*WORK TO COMPLETE*: Among the entries below, find the lines with "React" and copy them.

+++ SUPPLIED ENTRIES

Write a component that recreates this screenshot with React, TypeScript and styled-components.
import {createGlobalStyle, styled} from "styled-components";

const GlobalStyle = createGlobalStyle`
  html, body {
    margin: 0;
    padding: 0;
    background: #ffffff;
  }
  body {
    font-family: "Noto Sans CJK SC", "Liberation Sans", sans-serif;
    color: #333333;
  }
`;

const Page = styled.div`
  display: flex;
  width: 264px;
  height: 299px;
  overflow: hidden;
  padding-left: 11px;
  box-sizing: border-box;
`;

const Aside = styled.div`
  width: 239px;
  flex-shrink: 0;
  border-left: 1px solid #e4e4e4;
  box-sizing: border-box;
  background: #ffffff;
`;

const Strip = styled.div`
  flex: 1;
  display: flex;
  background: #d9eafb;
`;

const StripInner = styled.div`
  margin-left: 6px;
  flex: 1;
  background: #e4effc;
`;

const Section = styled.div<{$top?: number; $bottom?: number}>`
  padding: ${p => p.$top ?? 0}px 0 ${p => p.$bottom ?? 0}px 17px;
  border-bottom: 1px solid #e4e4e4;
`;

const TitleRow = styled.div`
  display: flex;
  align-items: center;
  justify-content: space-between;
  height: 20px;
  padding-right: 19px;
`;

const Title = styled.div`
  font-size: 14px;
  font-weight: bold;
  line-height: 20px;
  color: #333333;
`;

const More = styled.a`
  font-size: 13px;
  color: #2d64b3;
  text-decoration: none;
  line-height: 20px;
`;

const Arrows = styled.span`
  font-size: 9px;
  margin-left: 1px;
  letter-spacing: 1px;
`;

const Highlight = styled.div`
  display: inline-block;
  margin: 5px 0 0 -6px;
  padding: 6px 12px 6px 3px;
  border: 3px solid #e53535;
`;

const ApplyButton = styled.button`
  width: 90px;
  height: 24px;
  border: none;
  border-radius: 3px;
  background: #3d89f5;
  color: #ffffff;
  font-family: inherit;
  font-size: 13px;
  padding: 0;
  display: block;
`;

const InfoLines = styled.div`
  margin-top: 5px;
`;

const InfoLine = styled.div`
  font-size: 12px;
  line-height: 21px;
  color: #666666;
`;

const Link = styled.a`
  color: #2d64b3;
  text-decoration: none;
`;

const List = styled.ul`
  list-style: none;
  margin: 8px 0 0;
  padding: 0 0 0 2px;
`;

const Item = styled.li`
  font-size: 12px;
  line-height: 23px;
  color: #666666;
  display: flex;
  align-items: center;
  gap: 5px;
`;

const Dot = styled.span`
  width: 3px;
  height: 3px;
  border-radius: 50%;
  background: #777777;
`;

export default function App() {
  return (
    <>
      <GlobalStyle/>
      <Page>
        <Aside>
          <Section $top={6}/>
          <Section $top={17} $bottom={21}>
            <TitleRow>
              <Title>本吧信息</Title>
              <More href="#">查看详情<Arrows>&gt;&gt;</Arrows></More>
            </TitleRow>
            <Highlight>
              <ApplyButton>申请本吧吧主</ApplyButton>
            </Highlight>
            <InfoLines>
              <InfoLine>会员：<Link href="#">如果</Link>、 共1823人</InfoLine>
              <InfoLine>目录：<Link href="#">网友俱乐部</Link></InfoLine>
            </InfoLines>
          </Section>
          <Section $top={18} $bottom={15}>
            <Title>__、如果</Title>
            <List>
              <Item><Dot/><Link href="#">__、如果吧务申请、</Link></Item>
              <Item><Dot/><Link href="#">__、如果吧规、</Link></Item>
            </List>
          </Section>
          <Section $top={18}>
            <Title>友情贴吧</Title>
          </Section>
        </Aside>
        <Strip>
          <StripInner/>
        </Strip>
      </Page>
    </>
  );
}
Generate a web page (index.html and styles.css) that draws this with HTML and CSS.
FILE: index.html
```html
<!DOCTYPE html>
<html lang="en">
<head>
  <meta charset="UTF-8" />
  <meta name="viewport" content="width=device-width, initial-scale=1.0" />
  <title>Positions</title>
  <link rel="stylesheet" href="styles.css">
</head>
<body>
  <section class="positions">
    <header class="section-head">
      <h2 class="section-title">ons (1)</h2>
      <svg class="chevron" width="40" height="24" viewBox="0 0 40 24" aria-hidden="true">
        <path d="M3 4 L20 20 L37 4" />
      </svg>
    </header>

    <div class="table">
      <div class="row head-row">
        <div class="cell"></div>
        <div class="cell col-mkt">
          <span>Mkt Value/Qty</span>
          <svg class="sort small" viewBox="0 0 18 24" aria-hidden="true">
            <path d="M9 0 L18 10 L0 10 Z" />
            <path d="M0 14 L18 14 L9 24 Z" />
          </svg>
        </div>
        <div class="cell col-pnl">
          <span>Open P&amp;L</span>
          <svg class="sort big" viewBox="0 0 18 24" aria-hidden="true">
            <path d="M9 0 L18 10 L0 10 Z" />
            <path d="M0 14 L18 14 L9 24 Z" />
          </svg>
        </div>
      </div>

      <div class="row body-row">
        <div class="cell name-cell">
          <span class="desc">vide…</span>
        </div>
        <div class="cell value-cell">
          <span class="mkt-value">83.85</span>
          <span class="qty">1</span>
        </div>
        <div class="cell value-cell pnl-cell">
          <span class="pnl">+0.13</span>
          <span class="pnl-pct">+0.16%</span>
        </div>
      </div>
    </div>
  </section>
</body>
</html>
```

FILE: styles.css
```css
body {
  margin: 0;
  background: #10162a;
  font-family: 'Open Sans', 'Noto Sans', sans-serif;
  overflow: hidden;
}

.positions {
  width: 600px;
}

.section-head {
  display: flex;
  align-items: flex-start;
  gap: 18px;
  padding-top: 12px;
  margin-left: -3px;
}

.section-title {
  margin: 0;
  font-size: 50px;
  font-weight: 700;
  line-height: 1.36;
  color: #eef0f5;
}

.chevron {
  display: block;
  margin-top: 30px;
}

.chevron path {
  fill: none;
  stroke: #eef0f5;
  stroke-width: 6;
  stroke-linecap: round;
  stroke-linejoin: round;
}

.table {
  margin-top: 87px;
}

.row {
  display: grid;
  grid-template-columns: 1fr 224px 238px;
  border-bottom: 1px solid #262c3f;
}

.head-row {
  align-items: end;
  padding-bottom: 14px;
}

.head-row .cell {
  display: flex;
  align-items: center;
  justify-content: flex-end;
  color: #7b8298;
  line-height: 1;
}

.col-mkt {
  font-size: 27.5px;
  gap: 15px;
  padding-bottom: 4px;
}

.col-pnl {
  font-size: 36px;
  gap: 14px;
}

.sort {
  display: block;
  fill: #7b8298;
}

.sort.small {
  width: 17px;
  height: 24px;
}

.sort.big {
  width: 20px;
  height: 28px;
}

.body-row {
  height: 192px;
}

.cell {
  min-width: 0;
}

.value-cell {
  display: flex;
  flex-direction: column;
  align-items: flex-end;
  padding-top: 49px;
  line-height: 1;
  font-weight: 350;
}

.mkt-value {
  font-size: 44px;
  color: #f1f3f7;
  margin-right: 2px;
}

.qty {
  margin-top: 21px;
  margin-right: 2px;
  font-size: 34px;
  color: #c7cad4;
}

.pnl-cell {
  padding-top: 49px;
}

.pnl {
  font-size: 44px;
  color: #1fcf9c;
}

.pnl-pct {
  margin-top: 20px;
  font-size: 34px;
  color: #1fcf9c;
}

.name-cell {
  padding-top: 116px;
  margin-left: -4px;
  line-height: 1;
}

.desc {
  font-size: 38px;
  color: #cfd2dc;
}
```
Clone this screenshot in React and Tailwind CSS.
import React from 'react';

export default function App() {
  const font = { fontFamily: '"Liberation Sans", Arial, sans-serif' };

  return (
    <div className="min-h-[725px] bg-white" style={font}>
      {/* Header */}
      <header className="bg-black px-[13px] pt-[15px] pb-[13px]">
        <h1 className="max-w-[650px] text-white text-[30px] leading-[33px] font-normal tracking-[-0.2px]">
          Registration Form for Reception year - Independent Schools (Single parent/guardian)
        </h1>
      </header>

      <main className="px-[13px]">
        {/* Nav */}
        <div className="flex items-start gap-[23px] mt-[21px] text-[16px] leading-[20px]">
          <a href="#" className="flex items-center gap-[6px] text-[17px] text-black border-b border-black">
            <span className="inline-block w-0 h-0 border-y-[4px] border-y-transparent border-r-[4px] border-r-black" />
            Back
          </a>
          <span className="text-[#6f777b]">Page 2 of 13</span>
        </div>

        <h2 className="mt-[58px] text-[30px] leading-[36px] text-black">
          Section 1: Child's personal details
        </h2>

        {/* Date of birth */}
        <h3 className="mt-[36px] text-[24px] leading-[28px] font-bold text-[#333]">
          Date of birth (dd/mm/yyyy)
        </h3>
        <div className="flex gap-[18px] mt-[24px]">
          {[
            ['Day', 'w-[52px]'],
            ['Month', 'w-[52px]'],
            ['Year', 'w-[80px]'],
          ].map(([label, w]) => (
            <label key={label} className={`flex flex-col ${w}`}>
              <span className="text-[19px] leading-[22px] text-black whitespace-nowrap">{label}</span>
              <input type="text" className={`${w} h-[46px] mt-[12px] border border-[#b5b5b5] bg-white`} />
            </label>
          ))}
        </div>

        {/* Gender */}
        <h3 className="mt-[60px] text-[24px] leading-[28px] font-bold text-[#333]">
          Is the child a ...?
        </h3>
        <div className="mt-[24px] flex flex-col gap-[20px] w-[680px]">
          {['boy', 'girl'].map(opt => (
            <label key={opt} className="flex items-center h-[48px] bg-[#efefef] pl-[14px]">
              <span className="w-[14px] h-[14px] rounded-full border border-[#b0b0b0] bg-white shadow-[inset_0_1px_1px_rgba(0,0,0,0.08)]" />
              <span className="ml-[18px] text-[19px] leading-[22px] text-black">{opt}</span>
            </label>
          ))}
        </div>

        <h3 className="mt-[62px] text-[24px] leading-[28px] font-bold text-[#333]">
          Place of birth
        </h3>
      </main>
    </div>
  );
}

++++++

*FULL ANSWER*:
Write a component that recreates this screenshot with React, TypeScript and styled-components.
Clone this screenshot in React and Tailwind CSS.
import React from 'react';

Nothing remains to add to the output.